Policja twierdzi, że po raz pierwszy wezwano ich na miejsce zdarzenia późnym wtorkowym popołudniem po otrzymaniu telefonu w sprawie kobiety, która wielokrotnie wjeżdżała pod bramę garażową należącą do rezydencji. Po tym, jak drzwi w końcu się wyłamały, kobieta wjechała swoim pojazdem do środka garażu rezydencji. Pojazd zapalił się, ostatecznie podpalając samą rezydencję.
Pracownik budowlany, który pracował w tym czasie w okolicy, uchwycił większość incydentu na wideo i umieścił go na YouTube. Na nagraniu widać, jak budowlaniec wchodzi do garażu, aby sprawdzić stan kobiety. Ale kiedy zagląda do środka pojazdu, widać, że w dłoni kobiety coś się pali. Mężczyzna krzyczy do kobiety, aby wysiadła z samochodu, ale ona odmawia, po czym mężczyzna wychodzi z garażu, aby zadzwonić pod numer 911.
„Poszedłem tam, żeby sprawdzić w jakim jest stanie, a ona podpalała tacę Tim Hortons. Spojrzała na mnie, rzuciła ją prosto na siedzenie i wrzuciła samochód na tryb parkowania, a ja powiedziałem, że się stąd wynoszę do diabła” – powiedział w środę po południu człowiek, który nakręcił film, Adam West.
Po tym, jak West opuścił garaż, na jego filmie widać kilku życzliwych, którzy próbują zapewnić kobiecie bezpieczeństwo, ale początkowo opiera się ona ich staraniom. Potem, po około 10 minutach, z garażu zaczyna unosić się gęsty czarny dym i kobieta sama wychodzi na zewnątrz.
W tym momencie widać dwóch mężczyzn próbujących ją powstrzymać, ale wydaje się, że po krótkiej walce uwalnia się z ich uścisku.
Tymczasem West widziany jest jak wali do drzwi domu, aby upewnić się, że nikogo nie ma w środku, a następnie puka do drzwi kilku sąsiednich rezydencji, aby ostrzec ich o pożarze – wszystko to dzieje się podczas filmowania.

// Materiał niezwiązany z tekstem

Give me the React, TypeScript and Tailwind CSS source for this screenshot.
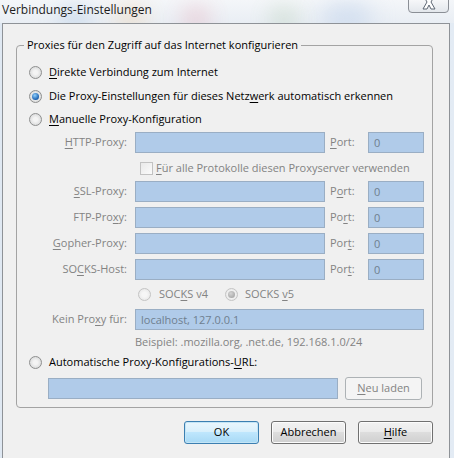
import React from 'react';

// Windows 7 style "Verbindungs-Einstellungen" dialog

const Radio: React.FC<{ checked?: boolean; disabled?: boolean }> = ({ checked, disabled }) => (
  <span
    className={
      'relative inline-flex shrink-0 w-[13px] h-[13px] rounded-full border items-center justify-center ' +
      (disabled
        ? 'border-[#c4c4c4] bg-[radial-gradient(circle_at_50%_50%,#f6f6f6_30%,#e2e2e2)]'
        : 'border-[#8e8f8f] bg-[radial-gradient(circle_at_50%_50%,#f4f4f4_25%,#cfd0d1)]')
    }
  >
    {checked && (
      <span
        className={
          'w-[7px] h-[7px] rounded-full ' +
          (disabled
            ? 'bg-[radial-gradient(circle_at_40%_35%,#d5d5d5,#9b9b9b)]'
            : 'bg-[radial-gradient(circle_at_40%_35%,#8fd0ff,#1a5fae_70%,#0d3f7c)]')
        }
      />
    )}
  </span>
);

const Checkbox: React.FC = () => (
  <span className="inline-block shrink-0 w-[13px] h-[13px] border border-[#c2c2c2] bg-[linear-gradient(135deg,#e9e9e9,#fbfbfb)]" />
);

const Field: React.FC<{ w: string; value?: string; h?: string }> = ({ w, value, h }) => (
  <div
    className={
      'border border-[#9aaec4] bg-[#b0cbe9] text-[#6f7f8f] pl-[5px] leading-[19px] ' +
      w +
      ' ' +
      (h || 'h-[21px]')
    }
  >
    {value}
  </div>
);

// text with one underlined mnemonic letter
const M: React.FC<{ a: string; u: string; b: string }> = ({ a, u, b }) => (
  <>
    {a}
    <u className="underline-offset-2">{u}</u>
    {b}
  </>
);

const ProxyRow: React.FC<{ label: React.ReactNode; port: React.ReactNode; mt: string }> = ({ label, port, mt }) => (
  <div className={'flex items-center h-[21px] ' + mt}>
    <div className="w-[110px] text-right text-[#838383]">{label}</div>
    <div className="ml-[8px]">
      <Field w="w-[190px]" />
    </div>
    <div className="ml-[5px] w-[38px] text-[#838383]">{port}</div>
    <Field w="w-[56px]" value="0" />
  </div>
);

const Button: React.FC<{ children: React.ReactNode; primary?: boolean; disabled?: boolean; w?: string }> = ({
  children,
  primary,
  disabled,
  w,
}) => (
  <div
    className={
      'flex items-center justify-center h-[23px] rounded-[3px] border ' +
      (w || 'w-[75px]') +
      ' ' +
      (disabled
        ? 'border-[#adb2b5] bg-[#f4f4f4] text-[#838383]'
        : primary
        ? 'border-[#3c7fb1] bg-[linear-gradient(#eaf6fd_0%,#d9f0fc_45%,#bee6fd_50%,#a7d9f5_100%)] shadow-[inset_0_0_0_1px_#c4e5f6] text-black'
        : 'border-[#707070] bg-[linear-gradient(#f2f2f2_0%,#ebebeb_45%,#dddddd_50%,#cfcfcf_100%)] shadow-[inset_0_0_0_1px_#fcfcfc] text-black')
    }
  >
    {children}
  </div>
);

export default function App() {
  return (
    <div className="relative w-[454px] h-[458px] overflow-hidden bg-[linear-gradient(90deg,#dfe8f2,#eef2f7_40%,#e3ebf4)] font-['Open_Sans',sans-serif] text-[11px] text-black">
      {/* title bar */}
      <div className="relative h-[23px] overflow-hidden bg-[linear-gradient(#f4f6f9,#e9eef4)]">
        <div className="absolute left-[60px] top-[8px] w-[30px] h-[20px] rounded-full bg-[#7da9d8] opacity-40 blur-md" />
        <div className="absolute left-[118px] top-[8px] w-[26px] h-[20px] rounded-full bg-[#f0b060] opacity-40 blur-md" />
        <div className="absolute left-[185px] top-[10px] w-[22px] h-[18px] rounded-full bg-[#d9536b] opacity-40 blur-md" />
        <div className="absolute left-[272px] top-[10px] w-[24px] h-[18px] rounded-full bg-[#7aa870] opacity-40 blur-md" />
        <div className="absolute left-[322px] top-[6px] w-[50px] h-[22px] rounded-full bg-[#a9c3e6] opacity-50 blur-md" />
        <div className="relative pl-[2px] pt-[1px] text-[12px] leading-[18px] text-[#1c1c1c]">Verbindungs-Einstellungen</div>
        <div className="absolute left-[408px] top-[-1px] w-[41px] h-[14px] rounded-b-[4px] border border-[#8b8f96] bg-[linear-gradient(#f6f7f9,#e3e7ec)] overflow-hidden">
          <svg className="absolute left-[13px] top-[-6px]" width="14" height="16" viewBox="0 0 14 16">
            <path
              d="M1 1 L5 1 L7 5 L9 1 L13 1 L9 8 L13 15 L9 15 L7 11 L5 15 L1 15 L5 8 Z"
              fill="#ffffff"
              stroke="#5d6673"
              strokeWidth="1"
            />
          </svg>
        </div>
      </div>

      {/* client area */}
      <div className="ml-[2px] w-[448px] h-[440px] border-l border-t border-r border-[#8e9297] bg-[#f0f0f0]">
        <fieldset className="ml-[13px] mt-[13px] w-[417px] border border-[#a3a3a3] rounded-[4px] pb-[7px]">
          <legend className="ml-[7px] px-[3px] leading-[16px]">Proxies für den Zugriff auf das Internet konfigurieren</legend>

          <div className="flex items-center h-[20px] mt-[9px] pl-[12px]">
            <Radio />
            <span className="ml-[7px]">
              <M a="" u="D" b="irekte Verbindung zum Internet" />
            </span>
          </div>
          <div className="flex items-center h-[20px] mt-[4px] pl-[12px]">
            <Radio checked />
            <span className="ml-[7px]">
              <M a="Die Proxy-Einstellungen für dieses Netz" u="w" b="erk automatisch erkennen" />
            </span>
          </div>
          <div className="flex items-center h-[20px] mt-[3px] pl-[12px]">
            <Radio />
            <span className="ml-[7px]">
              <M a="" u="M" b="anuelle Proxy-Konfiguration" />
            </span>
          </div>

          <ProxyRow mt="mt-[3px]" label={<M a="" u="H" b="TTP-Proxy:" />} port={<M a="" u="P" b="ort:" />} />

          <div className="flex items-center h-[20px] mt-[5px] pl-[123px] text-[#838383]">
            <Checkbox />
            <span className="ml-[3px]">
              <M a="" u="F" b="ür alle Protokolle diesen Proxyserver verwenden" />
            </span>
          </div>

          <ProxyRow mt="mt-[3px]" label={<M a="" u="S" b="SL-Proxy:" />} port={<M a="P" u="o" b="rt:" />} />
          <ProxyRow mt="mt-[5px]" label={<M a="FTP-Pro" u="x" b="y:" />} port={<M a="Po" u="r" b="t:" />} />
          <ProxyRow mt="mt-[5px]" label={<M a="" u="G" b="opher-Proxy:" />} port={<M a="Por" u="t" b=":" />} />
          <ProxyRow mt="mt-[5px]" label={<M a="SO" u="C" b="KS-Host:" />} port={<M a="Por" u="t" b=":" />} />

          <div className="flex items-center h-[20px] mt-[4px] pl-[121px] text-[#838383]">
            <Radio disabled />
            <span className="ml-[8px]">
              <M a="SOC" u="K" b="S v4" />
            </span>
            <span className="ml-[17px]">
              <Radio checked disabled />
            </span>
            <span className="ml-[7px]">
              <M a="SOCKS " u="v" b="5" />
            </span>
          </div>

          <div className="flex items-center h-[21px] mt-[5px]">
            <div className="w-[110px] text-right text-[#838383]">
              <M a="Kein Pro" u="x" b="y für:" />
            </div>
            <div className="ml-[8px]">
              <Field w="w-[289px]" value="localhost, 127.0.0.1" />
            </div>
          </div>

          <div className="h-[18px] leading-[18px] mt-[3px] pl-[118px] text-[#838383]">
            Beispiel: .mozilla.org, .net.de, 192.168.1.0/24
          </div>

          <div className="flex items-center h-[20px] mt-[1px] pl-[12px]">
            <Radio />
            <span className="ml-[7px]">
              <M a="Automatische Proxy-Konfigurations-" u="U" b="RL:" />
            </span>
          </div>

          <div className="flex items-center h-[23px] mt-[5px] pl-[31px]">
            <Field w="w-[290px]" />
            <div className="ml-[7px]">
              <Button disabled w="w-[77px]">
                <M a="" u="N" b="eu laden" />
              </Button>
            </div>
          </div>
        </fieldset>

        <div className="flex justify-end gap-[12px] mt-[13px] ml-[13px] w-[417px]">
          <Button primary>OK</Button>
          <Button>Abbrechen</Button>
          <Button>
            <M a="" u="H" b="ilfe" />
          </Button>
        </div>
      </div>
    </div>
  );
}
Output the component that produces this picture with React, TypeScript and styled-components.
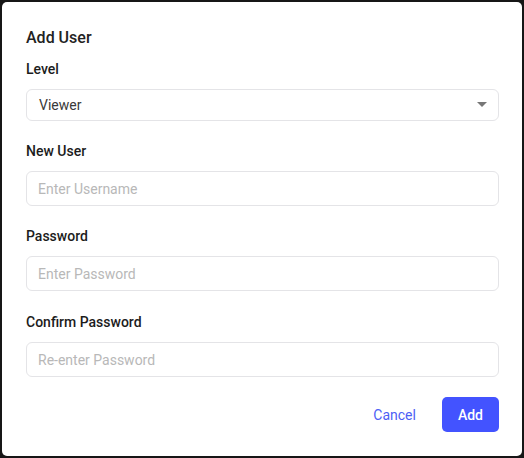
import React from "react";
import styled, { createGlobalStyle } from "styled-components";

const GlobalStyle = createGlobalStyle`
  html, body {
    margin: 0;
    padding: 0;
    background: #161616;
    font-family: Roboto, "Liberation Sans", sans-serif;
  }
  * {
    box-sizing: border-box;
  }
`;

const Dialog = styled.div`
  margin: 2px;
  width: 520px;
  height: 454px;
  background: #fff;
  border-radius: 5px;
  padding: 26px 23px 0 24px;
  display: flex;
  flex-direction: column;
`;

const Title = styled.h2`
  margin: 0;
  font-size: 16px;
  line-height: 20px;
  font-weight: 500;
  color: #222;
`;

const Field = styled.div<{ $top: number }>`
  display: flex;
  flex-direction: column;
  gap: 10px;
  margin-top: ${(p) => p.$top}px;
`;

const Label = styled.label`
  font-size: 14px;
  line-height: 20px;
  font-weight: 500;
  color: #1c1c1c;
`;

const SelectBox = styled.div`
  position: relative;
  height: 32px;
  border: 1px solid #e4e4e7;
  border-radius: 6px;
  display: flex;
  align-items: center;
  padding: 0 12px;
  font-size: 14px;
  color: #3a3a3a;
`;

const Caret = styled.span`
  position: absolute;
  right: 11px;
  top: 12px;
  width: 0;
  height: 0;
  border-left: 5px solid transparent;
  border-right: 5px solid transparent;
  border-top: 5px solid #777;
`;

const Input = styled.input`
  height: 35px;
  border: 1px solid #e4e4e7;
  border-radius: 6px;
  padding: 0 11px;
  font-size: 14px;
  font-family: Roboto, "Liberation Sans", sans-serif;
  color: #333;
  outline: none;
  &::placeholder {
    color: #b8b8b8;
  }
`;

const Actions = styled.div`
  display: flex;
  justify-content: flex-end;
  align-items: center;
  gap: 10px;
  margin-top: 20px;
`;

const Button = styled.button<{ $primary?: boolean }>`
  height: 35px;
  padding: 0 16px;
  border: none;
  border-radius: 5px;
  font-family: Roboto, "Liberation Sans", sans-serif;
  font-size: 14px;
  font-weight: ${(p) => (p.$primary ? 500 : 400)};
  background: ${(p) => (p.$primary ? "#4353ff" : "transparent")};
  color: ${(p) => (p.$primary ? "#fff" : "#4d5ef5")};
  cursor: pointer;
`;

export default function App() {
  return (
    <>
      <GlobalStyle />
      <Dialog>
        <Title>Add User</Title>
        <Field $top={11}>
          <Label>Level</Label>
          <SelectBox>
            Viewer
            <Caret />
          </SelectBox>
        </Field>
        <Field $top={20}>
          <Label>New User</Label>
          <Input placeholder="Enter Username" />
        </Field>
        <Field $top={20}>
          <Label>Password</Label>
          <Input type="password" placeholder="Enter Password" />
        </Field>
        <Field $top={21}>
          <Label>Confirm Password</Label>
          <Input type="password" placeholder="Re-enter Password" />
        </Field>
        <Actions>
          <Button>Cancel</Button>
          <Button $primary>Add</Button>
        </Actions>
      </Dialog>
    </>
  );
}
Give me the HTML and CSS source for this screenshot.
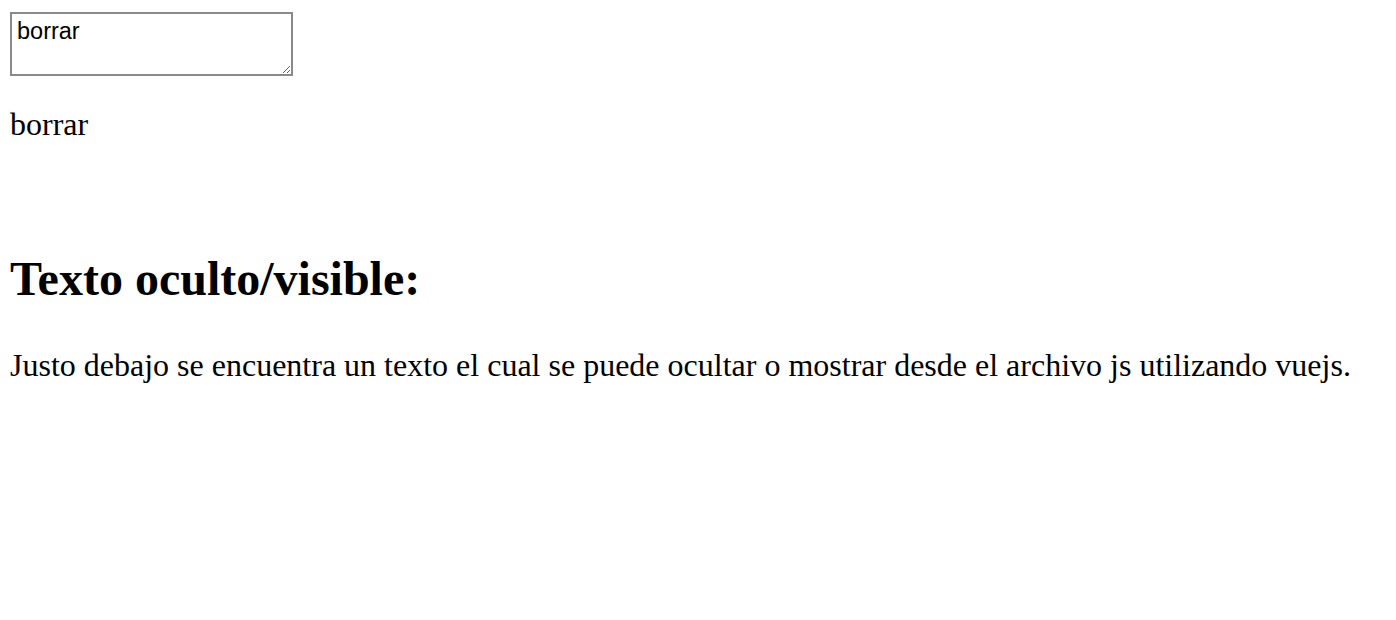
FILE: index.html
```html
<!DOCTYPE html>
<html lang="es">
<head>
<meta charset="utf-8">
<title>Vue</title>
<link rel="stylesheet" href="styles.css">
</head>
<body>
<div class="app">
  <textarea class="entrada">borrar</textarea>
  <p class="eco">borrar</p>
  <h2 class="titulo">Texto oculto/visible:</h2>
  <p class="texto">Justo debajo se encuentra un texto el cual se puede ocultar o mostrar desde el archivo js utilizando vuejs.</p>
</div>
</body>
</html>
```
FILE: styles.css
```css
html, body {
  background: #ffffff;
}
body {
  margin: 10px;
  font-family: "Liberation Serif", "Times New Roman", serif;
  font-size: 32px;
  color: #000;
}
.entrada {
  display: block;
  box-sizing: border-box;
  width: 283px;
  height: 64px;
  margin: 2px 0 0 0;
  padding: 4px 5px;
  border: 2px solid #8a8a8a;
  font-family: "Liberation Sans", Arial, sans-serif;
  font-size: 23.5px;
  line-height: 1.15;
  color: #000;
  background: #fff;
  resize: both;
}
.eco {
  margin: 30px 0 0 0;
}
.titulo {
  font-size: 48px;
  font-weight: bold;
  margin: 108px 0 0 0;
}
.texto {
  margin: 41px 0 0 0;
}
```
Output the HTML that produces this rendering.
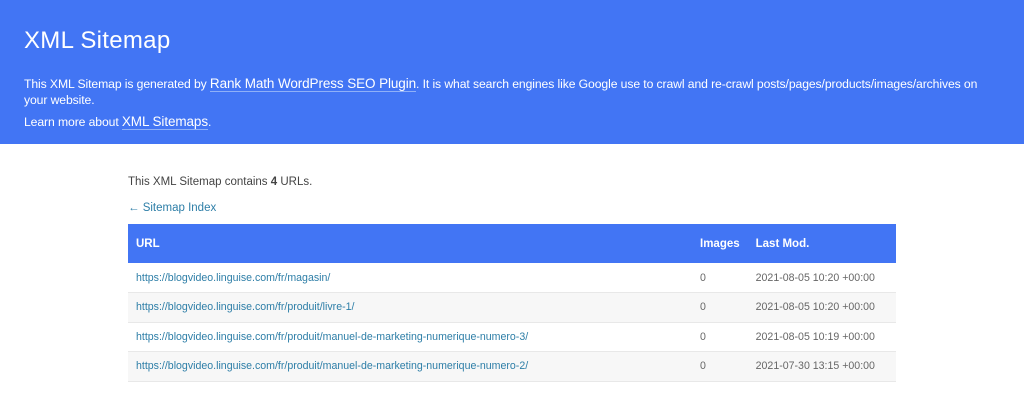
<!DOCTYPE html>
<html><head><meta charset="utf-8">
<style>
*{margin:0;padding:0;box-sizing:border-box}
body{width:1024px;height:416px;background:#fff;font-family:"Liberation Sans",sans-serif;color:#444;overflow:hidden}
#hd{background:#4275f4;height:144px;color:#fff;padding:0 24px;position:relative}
#hd h1{font-weight:normal;font-size:24px;position:absolute;left:24px;top:27px;letter-spacing:0.3px}
#hd p{font-size:12.2px;line-height:16px;position:absolute;left:24px;width:968px;letter-spacing:-0.1px}
#hd a{color:#fff;text-decoration:none;border-bottom:1px solid #8fb0f8;font-size:13.5px}
#c{position:absolute;left:128px;top:0;width:768px}
.t{position:absolute;font-size:11.5px;color:#444}
a.l{color:#2d7ea7;text-decoration:none}
table{position:absolute;top:224px;left:0;width:768px;border-collapse:collapse;font-size:10.6px}
th{background:#4275f4;color:#fff;text-align:left;height:39px;padding:0 8px;font-size:11.5px}
td{height:29.5px;padding:0 8px;color:#666;border-bottom:1px solid #e8e8e8}
tr.g td{background:#f7f7f7}
td a{color:#2d7ea7;text-decoration:none}
</style></head><body>
<div id="hd">
<h1>XML Sitemap</h1>
<p style="top:76px">This XML Sitemap is generated by <a>Rank Math WordPress SEO Plugin</a>. It is what search engines like Google use to crawl and re-crawl posts/pages/products/images/archives on your website.</p>
<p style="top:114px">Learn more about <a>XML Sitemaps</a>.</p>
</div>
<div id="c">
<div class="t" style="top:176px">This XML Sitemap contains <b>4</b> URLs.</div>
<div class="t" style="top:202px"><a class="l">← Sitemap Index</a></div>
<table>
<tr><th style="width:564px">URL</th><th style="width:54px">Images</th><th>Last Mod.</th></tr>
<tr><td><a>https://blogvideo.linguise.com/fr/magasin/</a></td><td>0</td><td>2021-08-05 10:20 +00:00</td></tr>
<tr class="g"><td><a>https://blogvideo.linguise.com/fr/produit/livre-1/</a></td><td>0</td><td>2021-08-05 10:20 +00:00</td></tr>
<tr><td><a>https://blogvideo.linguise.com/fr/produit/manuel-de-marketing-numerique-numero-3/</a></td><td>0</td><td>2021-08-05 10:19 +00:00</td></tr>
<tr class="g"><td><a>https://blogvideo.linguise.com/fr/produit/manuel-de-marketing-numerique-numero-2/</a></td><td>0</td><td>2021-07-30 13:15 +00:00</td></tr>
</table>
</div>
</body></html>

Policja twierdzi, że podejrzana kobieta uciekła z miejsca zdarzenia, ale została znaleziona w pobliżu i zatrzymana na mocy ustawy o zdrowiu psychicznym.
Postawiono jej cztery zarzuty, w tym o podpalenie i niebezpieczną eksploatację środka transportu. Ontario Fire Marshal nadal bada okoliczności, które doprowadziły do pożaru.
W środę śledczy OFM Michael Berg powiedział CTV News Toronto, że załogi przeczesują gruz w nadziei na znalezienie „potencjalnych dowodów na źródło zapłonu lub paliwo”, które mogły potencjalnie przyspieszyć rozprzestrzenianie się ognia. „Znajdujemy pewne dowody, ale będziemy musieli poczekać zanim będziemy w stanie je w całości przedstawić” – powiedział.
Policja wzywa każdego, kto posiada jakieś informacje o incydencie, do skontaktowania się ze śledczymi.